The community's public bus system, Williamsburg Area Transit Authority (WATA), has its central hub at the transportation center. A network of accessible transit bus routes serve the city, James City County, and most portions of York County adjacent to the Williamsburg area, with hourly service seven days a week, and half-hourly service on weekdays during peak travel hours. The routes operated by WATA include a loop around the College of William and Mary campus while classes are in session. The system also provides paratransit services and operates replica trolley buses at the Yorktown Riverfront attraction. WATA connects with the much larger Hampton Roads Transit (HRT) (Routes 108 and 116) bus system at Lee Hall in northwestern Newport News and at the Williamsburg Transportation Center (HRT Route 121). HRT routes connect to many other cities to the east in Hampton Roads and Greyhound Lines bus routes serve a nationwide network.

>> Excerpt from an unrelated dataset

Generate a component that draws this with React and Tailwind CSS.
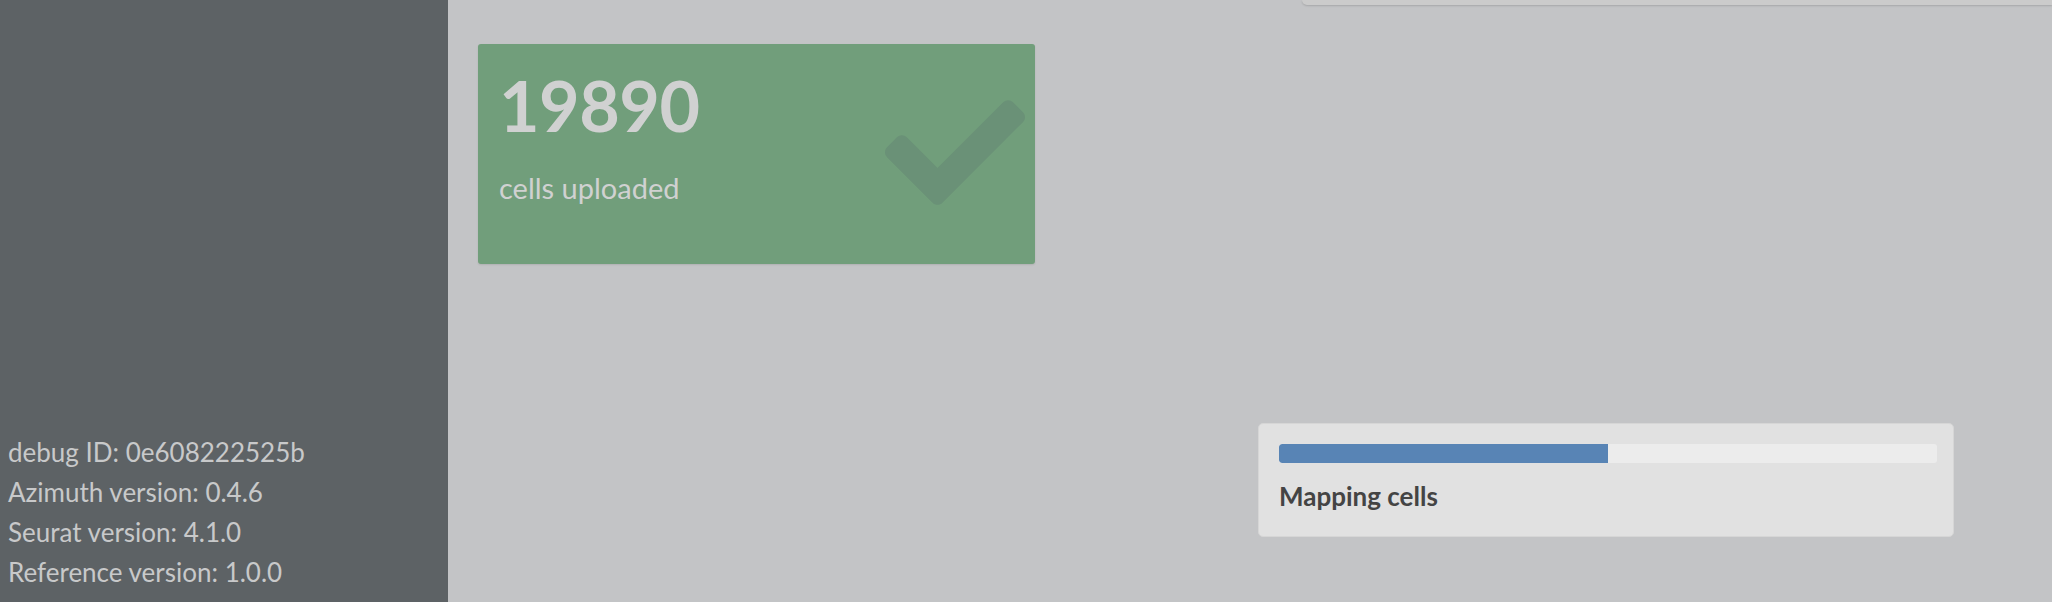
import React from 'react';

const font = { fontFamily: 'Lato, "Liberation Sans", sans-serif' };

function CheckIcon({ className }) {
  return (
    <svg viewBox="0 65 512 382" className={className} fill="currentColor">
      <path d="M173.898 439.404l-166.4-166.4c-9.997-9.997-9.997-26.206 0-36.204l36.203-36.204c9.997-9.998 26.207-9.998 36.204 0L192 312.69 432.095 72.596c9.997-9.997 26.207-9.997 36.204 0l36.203 36.204c9.997 9.997 9.997 26.206 0 36.204l-294.4 294.401c-9.998 9.997-26.207 9.997-36.204-.001z" />
    </svg>
  );
}

const versions = [
  'debug ID: 0e608222525b',
  'Azimuth version: 0.4.6',
  'Seurat version: 4.1.0',
  'Reference version: 1.0.0',
];

export default function App() {
  return (
    <div className="flex h-[602px] w-full overflow-hidden bg-[#c3c4c6]" style={font}>
      {/* Sidebar */}
      <aside className="flex w-[448px] shrink-0 flex-col justify-end bg-[#5d6265] pb-[10px] pl-[8px]">
        {versions.map((v) => (
          <div key={v} className="text-[26px] leading-[40px] text-[#c8c9ca]">{v}</div>
        ))}
      </aside>

      {/* Main */}
      <main className="flex flex-1 flex-col">
        <div className="flex justify-end">
          <div className="h-[5px] w-[750px] rounded-bl-[5px] bg-[#cbcbcb] shadow-[0_1px_2px_rgba(0,0,0,0.15)]" />
        </div>

        <div className="pl-[30px] pt-[39px]">
          <div className="relative h-[220px] w-[557px] overflow-hidden rounded-[3px] bg-[#719e7b] pl-[21px] pt-[23px] shadow-[0_1px_2px_rgba(0,0,0,0.1)]">
            <CheckIcon className="absolute right-[10px] top-[56px] h-[105px] w-[140px] text-[#6a9177]" />
            <div className="relative">
              <h3 className="text-[70px] font-bold leading-[1.1] tracking-[-0.5px] text-[#d0d1d1]">19890</h3>
              <p className="mt-[24px] text-[29px] leading-[1.4] text-[#d0d1d1]">cells uploaded</p>
            </div>
          </div>
        </div>

        {/* Progress notification */}
        <div className="mt-auto mb-[65px] mr-[98px] self-end">
          <div className="w-[696px] rounded-[5px] border border-[#d6d6d6] bg-[#e1e1e1] pb-[22px] pl-[20px] pr-[16px] pt-[20px]">
            <div className="h-[19px] w-full overflow-hidden rounded-[3px] bg-[#ececec]">
              <div className="h-full w-1/2 rounded-l-[3px] bg-[#5884b5]" />
            </div>
            <div className="mt-[15px] text-[26px] font-bold leading-[36px] text-[#444444]">Mapping cells</div>
          </div>
        </div>
      </main>
    </div>
  );
}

A local bus company, Oleta Coach Lines, Inc., operates a weekly public bus route from the Williamsburg Transportation Center to several large shopping malls in the Hampton Roads area. The bus route runs from Williamsburg to Hampton, to Newport News then back to Williamsburg. This has been certified as a Public Convenience and Necessity bus route.

==Walking and cycling==
Walking is a major mode of transportation in Williamsburg, with about a fifth of people walking to work between 2006 and 2010. Walk Score, a website which algorithmically determines how friendly communities are to walkers, describes the city as "very walkable".

With few exceptions, motorized traffic is not allowed on Duke of Gloucester Street, which passes through Colonial Williamsburg and the shopping district of Merchant's Square. There are bus stops and some parking areas located conveniently nearby, however.

The city is also increasingly bicycle-friendly, having built 48 miles of bicycle facilities in the area since 1992. Upon completion, the Virginia Capital Trail will provide a paved off-road path to Richmond for cyclists and pedestrians via the Colonial Parkway.